Frequently Asked Questions
Why is project cost analysis different for a social media agency compared to other marketing agencies?
Social media agency work is often continuous (always-on retainers) and labour-intensive, with costs heavily tied to team time for content creation, community engagement, and real-time reporting. Unlike a project-based web design agency, costs recur monthly and can be harder to pin down due to shifting platform algorithms and client demands. This makes tracking time and allocating overheads to each client's retainer absolutely critical for accurate profitability.
What's the biggest mistake social media agencies make with job costing?
The biggest mistake is only tracking external costs like freelancers or ad spend, while completely ignoring the cost of their own salaried team's time. They often view this as a "fixed cost" that's already covered, which leads to underpricing. If you don't know the true hourly cost of your social media manager, you can't possibly know if a £2,000 retainer is profitable or loss-making.

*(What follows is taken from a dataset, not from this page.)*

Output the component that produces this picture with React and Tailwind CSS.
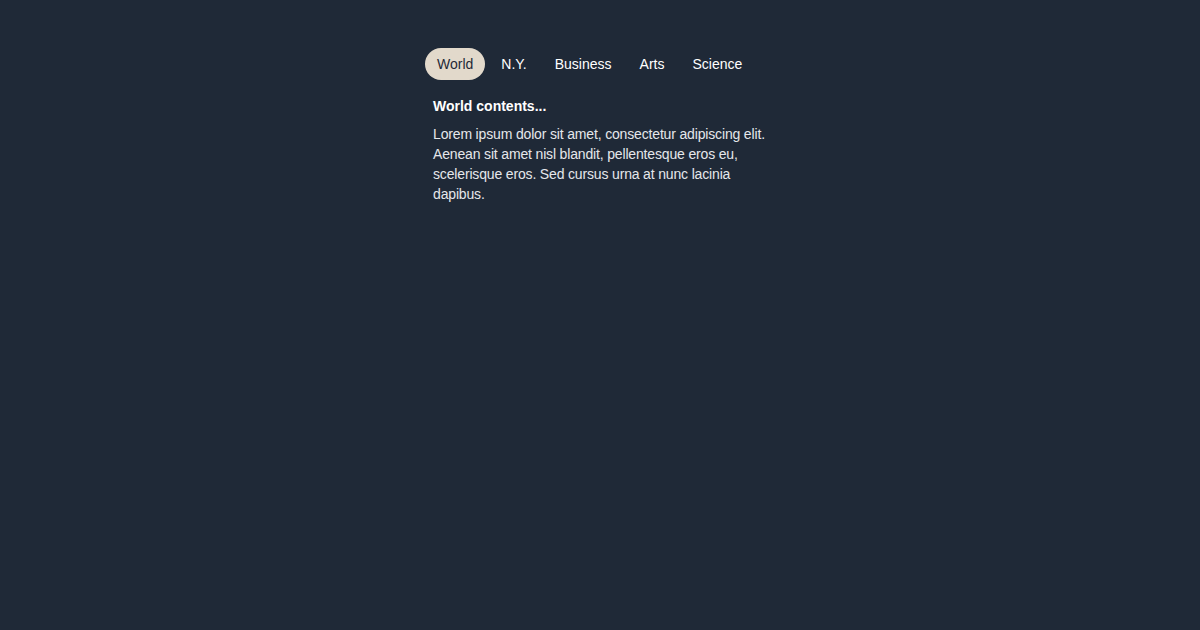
import { useState } from 'react';

const categories = [
  { name: 'World', title: 'World contents...' },
  { name: 'N.Y.', title: 'N.Y. contents...' },
  { name: 'Business', title: 'Business contents...' },
  { name: 'Arts', title: 'Arts contents...' },
  { name: 'Science', title: 'Science contents...' },
];

const body =
  'Lorem ipsum dolor sit amet, consectetur adipiscing elit. Aenean sit amet nisl blandit, pellentesque eros eu, scelerisque eros. Sed cursus urna at nunc lacinia dapibus.';

export default function App() {
  const [selected, setSelected] = useState(0);
  const current = categories[selected];

  return (
    <div
      className="min-h-screen w-full bg-[#1f2937] pt-12"
      style={{ fontFamily: '"Liberation Sans", Arial, sans-serif' }}
    >
      <div className="mx-auto w-[350px]">
        {/* Tabs */}
        <div className="flex gap-1">
          {categories.map((cat, idx) => (
            <button
              key={cat.name}
              onClick={() => setSelected(idx)}
              className={`rounded-full px-3 py-1.5 text-sm leading-5 focus:outline-none ${
                idx === selected
                  ? 'bg-[#e2d9cb] text-[#1f2937]'
                  : 'text-white hover:bg-white/5'
              }`}
            >
              {cat.name}
            </button>
          ))}
        </div>

        {/* Panel */}
        <div className="mt-4 px-2">
          <h3 className="text-sm font-bold leading-5 text-white">{current.title}</h3>
          <p className="mt-2 text-sm leading-5 tracking-[-0.16px] text-[#e5e7eb]">{body}</p>
        </div>
      </div>
    </div>
  );
}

How often should I review project profitability and margins?
You should review project profitability at the end of every client billing cycle, typically monthly. Margin monitoring should be a weekly habit for agency leaders, checking in on time tracking and burn rates against budgets. This frequent review lets you spot scope creep or efficiency issues early, allowing you to adjust before a project becomes unprofitable.
When should a social media agency seek professional help with its financial systems?
Seek help when you're growing past 5-6 people, when you're consistently busy but cash is tight, or when you're about to hire your first full-time employee. These are inflection points where DIY spreadsheets become risky. A specialist accountant can set up proper job costing, payroll, and forecasting systems that scale with you, saving you money and stress in the long run.